Similarly, Sauerbrunn talked about how important Lindsey was to the Freedom 2008 W-League team they both played on. “She’s just someone that’s like a glue for a team. She just keeps everyone together.”
After her final home game last week, Lindsey reflected on her career: “I feel like I am leaving women’s soccer in a better place,” she said alluding to the growth of women’s soccer during the course of her career.
In truth, Lindsey’s impact goes far beyond the soccer pitch. In September 2012, she came out publicly in an Autostraddle article and added her voice to ever growing group of athletes advocating for an equal playing field.

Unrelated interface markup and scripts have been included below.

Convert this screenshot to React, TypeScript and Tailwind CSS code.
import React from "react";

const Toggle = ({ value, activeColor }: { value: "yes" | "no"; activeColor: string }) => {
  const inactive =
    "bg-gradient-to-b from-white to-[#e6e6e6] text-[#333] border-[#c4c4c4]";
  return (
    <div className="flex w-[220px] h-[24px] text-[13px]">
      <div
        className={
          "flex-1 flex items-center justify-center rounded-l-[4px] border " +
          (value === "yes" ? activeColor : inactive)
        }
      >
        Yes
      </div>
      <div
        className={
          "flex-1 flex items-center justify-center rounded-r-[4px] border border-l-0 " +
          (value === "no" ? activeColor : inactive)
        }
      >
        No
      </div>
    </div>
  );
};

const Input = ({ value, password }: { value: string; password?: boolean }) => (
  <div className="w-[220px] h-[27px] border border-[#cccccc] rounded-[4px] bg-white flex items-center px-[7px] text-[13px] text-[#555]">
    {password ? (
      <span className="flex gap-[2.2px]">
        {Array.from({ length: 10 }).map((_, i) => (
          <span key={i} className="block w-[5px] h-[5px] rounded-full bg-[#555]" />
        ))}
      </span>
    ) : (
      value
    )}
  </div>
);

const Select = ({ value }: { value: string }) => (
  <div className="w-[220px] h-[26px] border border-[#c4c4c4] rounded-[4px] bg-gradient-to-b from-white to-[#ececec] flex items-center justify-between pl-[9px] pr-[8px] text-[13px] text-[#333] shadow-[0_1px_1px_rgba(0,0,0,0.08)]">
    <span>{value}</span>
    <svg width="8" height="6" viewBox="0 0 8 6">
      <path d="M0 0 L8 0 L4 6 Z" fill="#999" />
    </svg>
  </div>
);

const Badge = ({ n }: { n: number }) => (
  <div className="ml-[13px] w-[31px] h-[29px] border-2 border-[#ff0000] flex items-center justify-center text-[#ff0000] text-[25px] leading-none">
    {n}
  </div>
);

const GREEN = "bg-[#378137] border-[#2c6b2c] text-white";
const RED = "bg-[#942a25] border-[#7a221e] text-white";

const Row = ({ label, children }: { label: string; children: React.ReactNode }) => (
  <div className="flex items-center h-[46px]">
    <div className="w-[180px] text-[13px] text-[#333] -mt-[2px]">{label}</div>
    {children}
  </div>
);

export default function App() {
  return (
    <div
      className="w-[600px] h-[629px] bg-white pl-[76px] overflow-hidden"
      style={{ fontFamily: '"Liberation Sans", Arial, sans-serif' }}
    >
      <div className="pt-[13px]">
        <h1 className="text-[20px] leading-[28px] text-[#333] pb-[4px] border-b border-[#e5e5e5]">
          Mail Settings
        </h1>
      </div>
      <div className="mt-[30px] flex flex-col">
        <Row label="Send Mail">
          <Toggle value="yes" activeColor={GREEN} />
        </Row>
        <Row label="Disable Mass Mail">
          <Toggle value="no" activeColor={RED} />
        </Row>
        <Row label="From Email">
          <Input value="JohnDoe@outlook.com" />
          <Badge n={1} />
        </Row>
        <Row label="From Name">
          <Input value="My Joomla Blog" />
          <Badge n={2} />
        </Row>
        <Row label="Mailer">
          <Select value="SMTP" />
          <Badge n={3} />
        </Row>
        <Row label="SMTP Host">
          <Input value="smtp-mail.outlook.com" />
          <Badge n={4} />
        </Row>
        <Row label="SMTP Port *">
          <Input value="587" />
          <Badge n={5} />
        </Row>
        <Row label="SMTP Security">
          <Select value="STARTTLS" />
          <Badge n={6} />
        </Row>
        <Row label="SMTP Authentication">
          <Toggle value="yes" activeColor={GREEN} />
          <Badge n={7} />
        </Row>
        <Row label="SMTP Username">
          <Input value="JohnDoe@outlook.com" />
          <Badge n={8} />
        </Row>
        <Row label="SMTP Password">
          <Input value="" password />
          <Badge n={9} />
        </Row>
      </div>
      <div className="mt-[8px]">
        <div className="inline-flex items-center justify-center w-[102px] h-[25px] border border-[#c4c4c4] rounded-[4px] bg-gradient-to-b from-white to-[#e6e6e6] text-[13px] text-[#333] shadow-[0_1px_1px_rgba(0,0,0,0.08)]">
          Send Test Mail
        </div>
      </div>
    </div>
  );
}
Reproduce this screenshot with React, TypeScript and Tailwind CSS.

She’s lent her voice and image to both Athlete Ally and the Human Rights Campaign. Notably, Lindsey and Rapinoe appeared in a campaign by the Human Rights Campaign in protest of Russia’s anti-homosexuality laws ahead of the 2014 Sochi Olympics.
Lindsey’s Athlete Ally profile reads in part, “if I can reach one person or be someone’s support system then I’ll feel as if I’ve made a difference.” Undoubtedly, the midfielder has achieved this goal as well.
Luckily for fans, Lindsey’s post-collegiate career has been the antithesis of lightning, spanning over a decade. Perhaps Lindsey’s U.S. career can end with a flash though as her plucky NWSL team is the fight for the league’s championship. No matter how this chapter ends, Lindsey’s career has been impressive. She serves as a powerful reminder that with a lot hard work and perseverance and a healthy dose of laughter, it’s possible to achieve dreams both on and off the pitch.